Allegiance: A Dublin Novella, by Heather Domin
A skillful mixture of intrigue, action and romance, set in the charm of Ireland –
Story blurb: 1922. William Young is an MI5 informant, using his working-class background to gain the trust of those deemed a threat to the Crown. Tiring of his double life, William travels to Dublin for one last assignment: infiltrating a circle of IRA supporters. But these “rebels” are not what he expected — and one of them, a firebrand named Adam with a past as painful as his own, shakes William’s uncertain footing to its foundation. As the crisis in Dublin escalates, William treads a dangerous path between the violence in the streets, the vengeance of the Crown, and the costliest risk of all — falling in love with the man he was sent to betray.
Available as a free download at: https://www.smashwords.com/books/view
Review by Gerry Burnie
This being the “Irish month” of March, and although I’m a day late for the 17th, Allegiance: A Dublin Novella by Heather Domin [smashwords, 2013] is is my St. Patrick’s Day contribution.
The story is set in the period just after the so-called “Irish War of Independence” (1919 – 1921), and the signing of the Anglo-Irish treaty. William Young is a MI5 (Military Intelligence, Section 5) Agent, sent to Dublin to infiltrate the IRA (Irish Republican Army.) He does this successfully, posing as a barkeeper at the Flag and Three Pub. There—quite in pace with the story—he meets his intended target—Adam Elliot—who is described as:
[A] bright-eyed young man, several years younger than himself, with his cap cocked too far in one direction and his grin cocked too far in the other. He was cleanfaced and well-dressed, pale brown hair curling out beneath his cap and clear skin glowing in the smoky light. Hands clapped him on the back as he approached the bar, and he smiled at each face in turn and dipped his head in greeting.

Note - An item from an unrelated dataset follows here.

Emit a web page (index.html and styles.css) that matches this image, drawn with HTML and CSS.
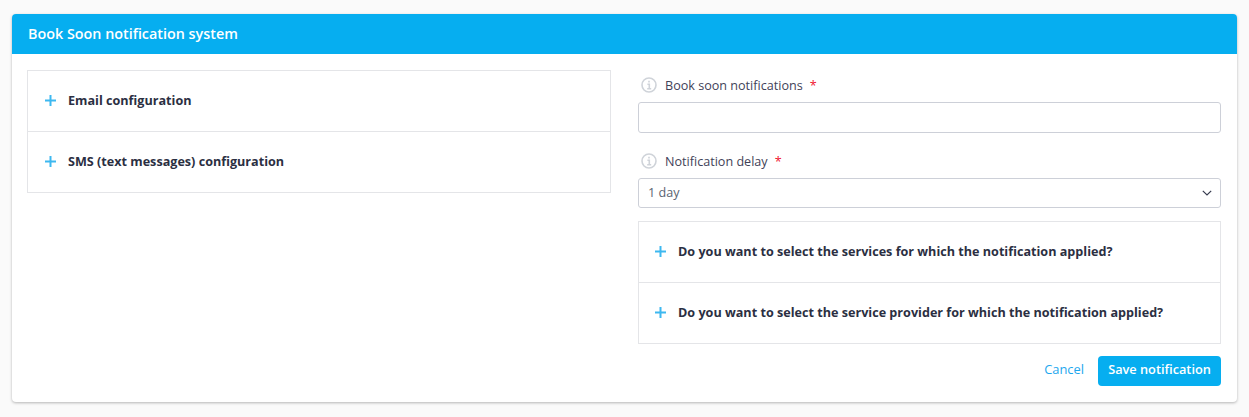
FILE: index.html
```html
<!DOCTYPE html>
<html lang="en">
<head>
<meta charset="utf-8">
<title>Book Soon notification system</title>
<link rel="stylesheet" href="styles.css">
</head>
<body>
<section class="card">
  <header class="card-header">Book Soon notification system</header>
  <div class="card-body">
    <div class="accordion">
      <div class="acc-row">
        <svg class="plus" viewBox="0 0 11 11"><path d="M5.5 0v11M0 5.5h11"/></svg>
        <span>Email configuration</span>
      </div>
      <div class="acc-row">
        <svg class="plus" viewBox="0 0 11 11"><path d="M5.5 0v11M0 5.5h11"/></svg>
        <span>SMS (text messages) configuration</span>
      </div>
    </div>
    <div class="right">
      <div class="field">
        <div class="label">
          <svg class="info" viewBox="0 0 16 16"><circle cx="8" cy="8" r="7"/><path d="M8 3.8v1.6M6.4 7.2H8.3v4.6M6.2 11.8h4"/></svg>
          <span>Book soon notifications</span><span class="req req-wide">*</span>
        </div>
        <div class="input"></div>
      </div>
      <div class="field">
        <div class="label">
          <svg class="info" viewBox="0 0 16 16"><circle cx="8" cy="8" r="7"/><path d="M8 3.8v1.6M6.4 7.2H8.3v4.6M6.2 11.8h4"/></svg>
          <span>Notification delay</span><span class="req">*</span>
        </div>
        <div class="select">
          <span>1 day</span>
          <svg class="chev" viewBox="0 0 10 6"><path d="M.8.8 5 5 9.2.8"/></svg>
        </div>
      </div>
      <div class="accordion acc-right">
        <div class="acc-row">
          <svg class="plus" viewBox="0 0 11 11"><path d="M5.5 0v11M0 5.5h11"/></svg>
          <span>Do you want to select the services for which the notification applied?</span>
        </div>
        <div class="acc-row">
          <svg class="plus" viewBox="0 0 11 11"><path d="M5.5 0v11M0 5.5h11"/></svg>
          <span>Do you want to select the service provider for which the notification applied?</span>
        </div>
      </div>
      <div class="actions">
        <a class="cancel">Cancel</a>
        <button class="save">Save notification</button>
      </div>
    </div>
  </div>
</section>
</body>
</html>
```
FILE: styles.css
```css
* { box-sizing: border-box; }
html, body { height: 100%; }
body {
  margin: 0;
  padding: 14px 12px 0;
  background: #fafafa;
  font-family: "Open Sans", sans-serif;
  font-size: 13px;
  color: #2b2f42;
}
.card {
  height: 388px;
  background: #fff;
  border-radius: 4px;
  box-shadow: 0 1px 3px rgba(0, 0, 0, .28);
  overflow: hidden;
}
.card-header {
  height: 40px;
  padding: 0 16px 1px;
  display: flex;
  align-items: center;
  background: #06aef0;
  color: #fff;
  font-size: 14.35px;
  font-weight: 600;
}
.card-body {
  display: grid;
  grid-template-columns: 584px 583px;
  column-gap: 27px;
  align-items: start;
  padding: 16px 16px 0 15px;
}
.accordion { border: 1px solid #e4e5e8; }
.acc-row {
  height: 60px;
  display: flex;
  align-items: center;
  gap: 12px;
  padding: 0 0 1px 17px;
  font-size: 12.62px;
  font-weight: 700;
  color: #2b2f42;
}
.acc-row + .acc-row { height: 61px; border-top: 1px solid #e4e5e8; }
.acc-right .acc-row { gap: 12px; padding-left: 16px; }
.plus { width: 11px; height: 11px; flex: none; }
.plus path { fill: none; stroke: #3db8f0; stroke-width: 2; }
.field { display: flex; flex-direction: column; }
.label {
  height: 32px;
  display: flex;
  align-items: center;
  padding-left: 3px;
  padding-bottom: 2px;
  font-size: 12.6px;
  color: #3f4258;
}
.info { width: 16px; height: 16px; margin-right: 8px; flex: none; }
.info circle, .info path { fill: none; stroke: #cfd3d9; stroke-width: 1.6; }
.req { margin-left: 7px; color: #f0142f; }
.req-wide { margin-left: 7px; }
.input {
  height: 31px;
  margin-bottom: 13px;
  border: 1px solid #cdd0d8;
  border-radius: 3px;
}
.select {
  height: 30px;
  display: flex;
  align-items: center;
  justify-content: space-between;
  padding: 0 8px 2px 9px;
  border: 1px solid #cdd0d8;
  border-radius: 3px;
  font-size: 12.6px;
  color: #5a6472;
}
.chev { width: 10px; height: 6px; margin-top: 2px; }
.chev path { fill: none; stroke: #3a3f52; stroke-width: 1.2; }
.acc-right { margin-top: 13px; }
.actions {
  display: flex;
  justify-content: flex-end;
  align-items: center;
  gap: 14px;
  margin-top: 12px;
}
.cancel { font-size: 12.9px; color: #1ea7ee; padding-bottom: 4px; }
.save {
  width: 123px;
  height: 30px;
  padding: 0 0 5px;
  border: 0;
  border-radius: 4px;
  background: #06aef0;
  color: #fff;
  font: 600 12.75px "Open Sans", sans-serif;
}
```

The two gravitate toward one another, partly due to William’s prompting, but there is also a genuine attraction between them. I will also mention right here, I found it quite refreshing that neither spends much time worrying about being attracted to another man. Indeed, the only real soul searching is William’s who questions the wisdom (and well he might) of falling in love with a potential enemy.
Nonetheless it happened, and I thought it was quite in keeping with the characters. Being both Irish and Catholic, I don’t ever recall going through a great deal of soul searching because I was attracted to boys. I was too busy trying to get them to notice me, or getting them off alone, so I thought the author handled this part very well.
The ending, although not overly dramatic, was quite satisfactory, and I was left satisfied. I can’t provide any details for fear of spoiling it for others, but it also had a moral to it.
As a relative novice (with only two novels to her credit) Heather Domin is a writer with a maturity well ahead of her experience. Her style is well nigh flawless, and her plot and structure are a delight to read. However, it is her understanding of the characters—both primary and secondary—that adds the charm that should be part and parcel of any Irish novel. Four and one-half bees.